Mr. Neptune said in "brass knuckles-type" Washington policy discussions, rhetoric will not carry a person through, and engaging in a policy-specific battle is new to this administration. "At some point, you have to establish and frame the rationale and benefit of that issue," Mr. Neptune said. "That's the jump that has not been made as clearly and quickly. But they are clearly trying to make it now. It's not a battle of rhetoric, which is what we saw in the campaign and the first couple of months of the administration. Now you're getting down to the brass tacks of a specific policy legislative battle."

Rush was a mistake
The other contributing factor in this is the president's desire to quickly get another major bill passed before the August recess. Some say this may have been one too many for the public, who so far have already watched the multibillion-dollar stimulus bill and bailout plans expedited through Congress earlier this year.

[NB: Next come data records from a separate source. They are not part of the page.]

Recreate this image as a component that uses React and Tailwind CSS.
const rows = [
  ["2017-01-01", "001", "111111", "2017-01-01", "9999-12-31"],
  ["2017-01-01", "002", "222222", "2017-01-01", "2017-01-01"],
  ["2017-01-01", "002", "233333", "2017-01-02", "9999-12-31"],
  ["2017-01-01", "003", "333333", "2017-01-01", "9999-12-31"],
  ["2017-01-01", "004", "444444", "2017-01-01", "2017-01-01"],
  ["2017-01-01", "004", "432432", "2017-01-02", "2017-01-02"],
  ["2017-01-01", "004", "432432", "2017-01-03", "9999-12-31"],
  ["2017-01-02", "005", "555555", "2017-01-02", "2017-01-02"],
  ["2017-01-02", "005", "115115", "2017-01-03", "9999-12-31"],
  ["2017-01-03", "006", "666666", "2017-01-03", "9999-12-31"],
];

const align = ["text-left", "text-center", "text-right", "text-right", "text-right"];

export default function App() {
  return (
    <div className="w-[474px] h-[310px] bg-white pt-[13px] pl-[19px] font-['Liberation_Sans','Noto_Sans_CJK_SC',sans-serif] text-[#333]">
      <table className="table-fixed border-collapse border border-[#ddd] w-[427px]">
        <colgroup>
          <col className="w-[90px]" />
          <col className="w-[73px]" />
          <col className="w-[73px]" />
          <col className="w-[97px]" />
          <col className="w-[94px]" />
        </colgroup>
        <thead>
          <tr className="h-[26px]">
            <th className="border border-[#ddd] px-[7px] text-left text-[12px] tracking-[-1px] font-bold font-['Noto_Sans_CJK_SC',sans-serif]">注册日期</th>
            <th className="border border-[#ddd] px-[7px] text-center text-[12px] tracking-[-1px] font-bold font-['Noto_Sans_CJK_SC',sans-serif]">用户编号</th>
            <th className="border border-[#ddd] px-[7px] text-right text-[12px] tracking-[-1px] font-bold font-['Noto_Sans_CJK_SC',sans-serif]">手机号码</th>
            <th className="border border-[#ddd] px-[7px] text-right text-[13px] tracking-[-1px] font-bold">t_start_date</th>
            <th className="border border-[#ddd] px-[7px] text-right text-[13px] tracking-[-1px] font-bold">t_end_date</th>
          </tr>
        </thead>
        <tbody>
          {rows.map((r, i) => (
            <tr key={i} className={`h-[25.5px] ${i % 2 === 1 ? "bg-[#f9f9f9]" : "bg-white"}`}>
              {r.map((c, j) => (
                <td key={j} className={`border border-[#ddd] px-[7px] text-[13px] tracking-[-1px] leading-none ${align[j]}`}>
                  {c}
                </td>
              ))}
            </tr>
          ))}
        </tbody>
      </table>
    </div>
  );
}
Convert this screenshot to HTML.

Mr. Dezenhall thinks this was an enormous mistake on the part of the administration and Democrats in Congress. "Not only does the administration appear ill-prepared, they also appear arrogant and entitled, which may be even worse," Mr. Dezenhall said. "It's as if they believed they were destined to pass health care by virtue of some kind of kingly mandate. Being known for walking on water is a huge asset until you start believing it."

Ketchum's Mr. Ragone said rushing it through has also made people uneasy. "People are nervous, and rightly so," he said. "The stimulus package was rushed through with seemingly little payoff -- it has not gone the way it should have, and their follow-up to that was to rush health care through. That was a tactical misstep."

MWW's Ms. Wadler said the lack of clarity in the communication of what the bill entails coupled with the rush to get it passed was a bad cocktail the public doesn't want to swallow.

"By trying to rush it through without making an honest attempt to outline what it would mean in terms of costs and care, they made the public skeptical," she said. "It looked as if they were trying to rush something through so that people couldn't ask questions and couldn't challenge their assumptions."